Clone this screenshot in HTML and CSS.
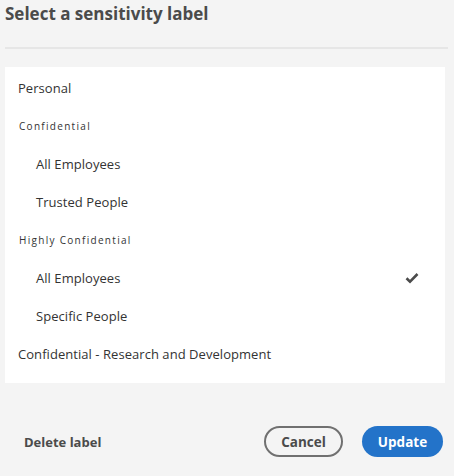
FILE: index.html
```html
<!DOCTYPE html>
<html>
<head>
<meta charset="utf-8">
<link rel="stylesheet" href="styles.css">
</head>
<body>
<div class="dialog">
  <h1 class="title">Select a sensitivity label</h1>
  <div class="divider"></div>
  <ul class="list">
    <li class="item">Personal</li>
    <li class="group">Confidential</li>
    <li class="item sub">All Employees</li>
    <li class="item sub">Trusted People</li>
    <li class="group">Highly Confidential</li>
    <li class="item sub selected">All Employees
      <svg class="check" width="14" height="12" viewBox="0 0 14 12"><path d="M1.5 6.2 L5 9.6 L12.5 2" fill="none" stroke="#4b4b4b" stroke-width="2.6"/></svg>
    </li>
    <li class="item sub">Specific People</li>
    <li class="item">Confidential - Research and Development</li>
  </ul>
  <div class="footer">
    <button class="link-btn">Delete label</button>
    <div class="actions">
      <button class="btn secondary">Cancel</button>
      <button class="btn primary">Update</button>
    </div>
  </div>
</div>
</body>
</html>
```
FILE: styles.css
```css
html, body {
  margin: 0;
  padding: 0;
  background: #f4f4f4;
}
body {
  font-family: "Open Sans", "Noto Sans", sans-serif;
  color: #333;
}
.dialog {
  width: 454px;
  height: 476px;
  padding: 0 0 0 5px;
  box-sizing: border-box;
}
.title {
  margin: 0;
  padding-top: 2px;
  font-size: 17px;
  line-height: 24px;
  font-weight: 700;
  color: #4b4b4b;
}
.divider {
  margin-top: 21px;
  width: 443px;
  height: 2px;
  background: #e6e6e6;
}
.list {
  list-style: none;
  margin: 18px 0 0 0;
  padding: 2px 0 10px 0;
  width: 440px;
  background: #fff;
}
.item, .group {
  height: 38px;
  display: flex;
  align-items: center;
  padding-left: 13px;
  position: relative;
}
.item {
  font-size: 13px;
  color: #333;
  letter-spacing: 0.05px;
}
.item.sub {
  padding-left: 31px;
}
.group {
  font-size: 10px;
  letter-spacing: 1.3px;
  color: #333;
  padding-left: 14px;
}
.check {
  position: absolute;
  left: 400px;
  top: 13px;
}
.footer {
  display: flex;
  justify-content: space-between;
  align-items: center;
  margin-top: 43px;
  padding-right: 11px;
  padding-left: 19px;
}
.link-btn {
  border: none;
  background: none;
  font-family: "Open Sans", sans-serif;
  font-weight: 700;
  font-size: 13px;
  color: #4b4b4b;
  padding: 0;
}
.actions {
  display: flex;
  gap: 19px;
}
.btn {
  height: 31px;
  border-radius: 16px;
  font-family: "Open Sans", sans-serif;
  font-weight: 700;
  font-size: 13.5px;
  padding: 0;
  box-sizing: border-box;
}
.secondary {
  width: 79px;
  border: 2px solid #707070;
  background: transparent;
  color: #4b4b4b;
}
.primary {
  width: 81px;
  border: none;
  background: #2373c9;
  color: #fff;
}
```
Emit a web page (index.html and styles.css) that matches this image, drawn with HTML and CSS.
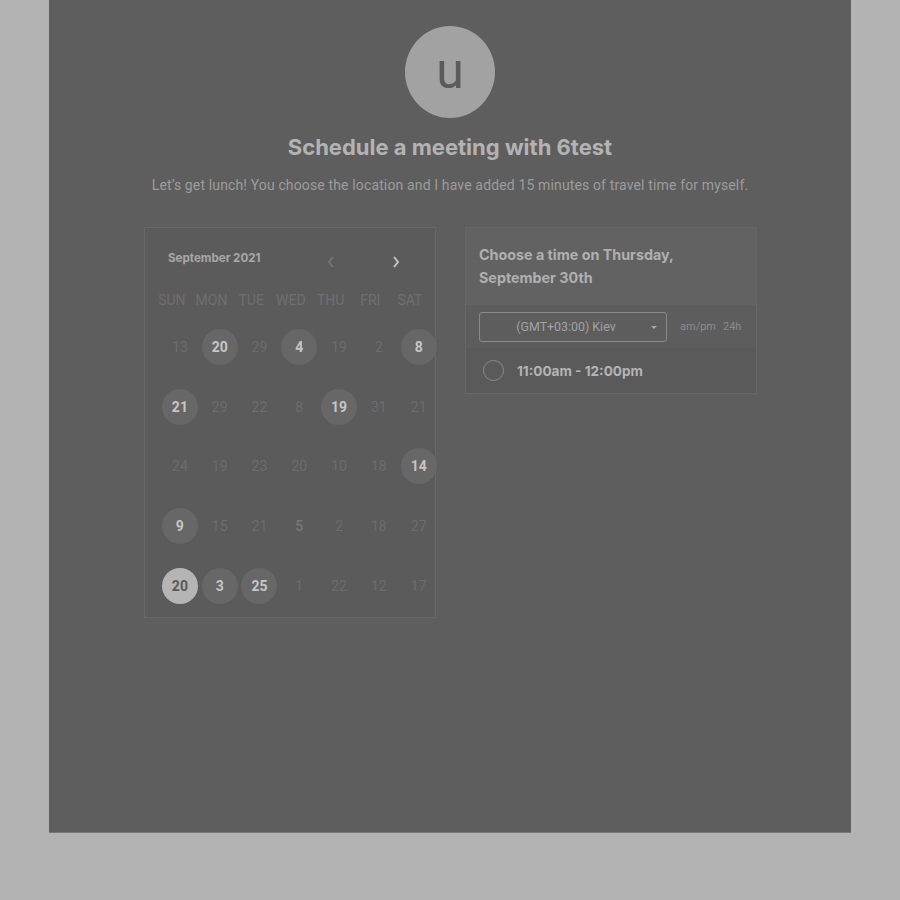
FILE: index.html
```html
<!DOCTYPE html>
<html>
<head>
<meta charset="utf-8">
<link rel="stylesheet" href="styles.css">
</head>
<body>
<div class="panel">
  <div class="avatar"><span>u</span></div>
  <h1 class="title">Schedule a meeting with 6test</h1>
  <p class="subtitle">Let’s get lunch! You choose the location and I have added 15 minutes of travel time for myself.</p>
  <div class="cards">
    <div class="calendar">
      <div class="cal-head">
        <span class="month">September 2021</span>
        <span class="arrow prev"><svg width="10" height="14" viewBox="0 0 10 14"><path d="M7 2 L3 7 L7 12" fill="none" stroke="currentColor" stroke-width="2"/></svg></span>
        <span class="arrow next"><svg width="10" height="14" viewBox="0 0 10 14"><path d="M3 2 L7 7 L3 12" fill="none" stroke="currentColor" stroke-width="2"/></svg></span>
      </div>
      <div class="dow">
        <span>SUN</span><span>MON</span><span>TUE</span><span>WED</span><span>THU</span><span>FRI</span><span>SAT</span>
      </div>
      <div class="days">
        <span>13</span><span class="av">20</span><span>29</span><span class="av">4</span><span>19</span><span>2</span><span class="av">8</span>
        <span class="av">21</span><span>29</span><span>22</span><span>8</span><span class="av">19</span><span>31</span><span>21</span>
        <span>24</span><span>19</span><span>23</span><span>20</span><span>10</span><span>18</span><span class="av">14</span>
        <span class="av">9</span><span>15</span><span>21</span><span class="semi">5</span><span>2</span><span>18</span><span>27</span>
        <span class="sel">20</span><span class="av">3</span><span class="av">25</span><span>1</span><span>22</span><span>12</span><span>17</span>
      </div>
    </div>
    <div class="times">
      <div class="times-head">Choose a time on Thursday, September 30th</div>
      <div class="tz-bar">
        <div class="tz-select"><span>(GMT+03:00) Kiev</span><span class="caret"></span></div>
        <div class="fmt"><span>am/pm</span><span>24h</span></div>
      </div>
      <div class="slot"><span class="radio"></span><span class="slot-text">11:00am - 12:00pm</span></div>
    </div>
  </div>
</div>
</body>
</html>
```
FILE: styles.css
```css
* { box-sizing: border-box; }
html, body { margin: 0; padding: 0; }
body {
  background: #b3b3b3;
  width: 900px;
  height: 900px;
  font-family: Roboto, "Liberation Sans", sans-serif;
}
.panel {
  margin-left: 49px;
  width: 802px;
  height: 833px;
  background: #5e5e5e;
  border-bottom: 1px solid #787878;
  display: flex;
  flex-direction: column;
  align-items: center;
  padding-top: 26px;
}
.avatar {
  width: 90px;
  height: 92px;
  border-radius: 50%;
  background: #a2a2a2;
  display: flex;
  align-items: center;
  justify-content: center;
}
.avatar span {
  font-family: Roboto, sans-serif;
  font-size: 50px;
  color: #5b5b5b;
  line-height: 1;
  margin-top: -3px;
}
.title {
  margin: 15px 0 0;
  font-family: Inter, sans-serif;
  font-weight: 700;
  font-size: 22px;
  letter-spacing: 0;
  line-height: 28px;
  color: #b3b3b3;
}
.subtitle {
  margin: 14px 0 0;
  font-size: 14px;
  letter-spacing: 0.14px;
  line-height: 20px;
  color: #9c9c9c;
}
.cards {
  margin-top: 32px;
  display: flex;
  gap: 29px;
  align-items: flex-start;
  align-self: flex-start;
  margin-left: 95px;
}
.calendar {
  width: 292px;
  height: 391px;
  background: #5b5b5b;
  border: 1px solid #676767;
  padding-top: 20px;
}
.cal-head {
  display: flex;
  align-items: center;
  height: 20px;
  padding-left: 23px;
}
.month {
  font-family: Inter, sans-serif;
  font-weight: 700;
  font-size: 11.6px;
  color: #a8a8a8;
  width: 158px;
}
.arrow { display: flex; align-items: center; margin-top: 8px; }
.prev { color: #737373; }
.next { color: #c4c4c4; margin-left: 55px; }
.dow {
  display: grid;
  grid-template-columns: repeat(7, 39.7px);
  padding-left: 7px;
  margin-top: 23px;
  font-size: 14px;
  color: #6f6f6f;
  line-height: 18px;
}
.dow span { text-align: center; }
.days {
  display: grid;
  grid-template-columns: repeat(7, 39.8px);
  grid-auto-rows: 59.7px;
  padding-left: 15px;
  margin-top: 8px;
}
.days span {
  display: flex;
  align-items: center;
  justify-content: center;
  font-size: 14px;
  color: #6c6c6c;
}
.days span.av, .days span.sel {
  width: 36px;
  height: 36px;
  border-radius: 50%;
  justify-self: center;
  align-self: center;
  background: #676767;
  color: #c6c6c6;
  font-weight: 700;
}
.days span.sel {
  background: #b5b5b5;
  color: #595959;
}
.days span.semi { color: #777777; font-weight: 500; }
.times {
  width: 292px;
  border: 1px solid #666666;
  background: #5a5a5a;
}
.times-head {
  background: #626262;
  padding: 15px 70px 14px 13px;
  font-family: Inter, sans-serif;
  font-weight: 700;
  font-size: 14.3px;
  line-height: 23px;
  color: #b0b0b0;
  height: 77px;
}
.tz-bar {
  display: flex;
  align-items: center;
  height: 43px;
  padding-left: 13px;
  background: #5d5d5d;
}
.tz-select {
  width: 188px;
  height: 30px;
  border: 1px solid #8a8a8a;
  border-radius: 3px;
  display: flex;
  align-items: center;
  justify-content: center;
  padding-right: 14px;
  position: relative;
  font-size: 12.4px;
  color: #a2a2a2;
}
.caret {
  position: absolute;
  right: 9px;
  top: 13px;
  width: 0;
  height: 0;
  border-left: 3.5px solid transparent;
  border-right: 3.5px solid transparent;
  border-top: 3.5px solid #a8a8a8;
}
.fmt {
  margin-left: 13px;
  display: flex;
  gap: 7px;
  font-size: 11px;
  color: #8c8c8c;
}
.slot {
  display: flex;
  align-items: center;
  height: 45px;
  padding-left: 17px;
}
.radio {
  width: 21px;
  height: 21px;
  border: 1.5px solid #8a8a8a;
  border-radius: 50%;
}
.slot-text {
  margin-left: 13px;
  font-family: Inter, sans-serif;
  font-weight: 700;
  font-size: 13.6px;
  color: #b4b4b4;
}
```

- Task brief
Every line in the data above that contains "with" needs to be copied.

- Reply
Emit a web page (index.html and styles.css) that matches this image, drawn with HTML and CSS.
  <h1 class="title">Schedule a meeting with 6test</h1>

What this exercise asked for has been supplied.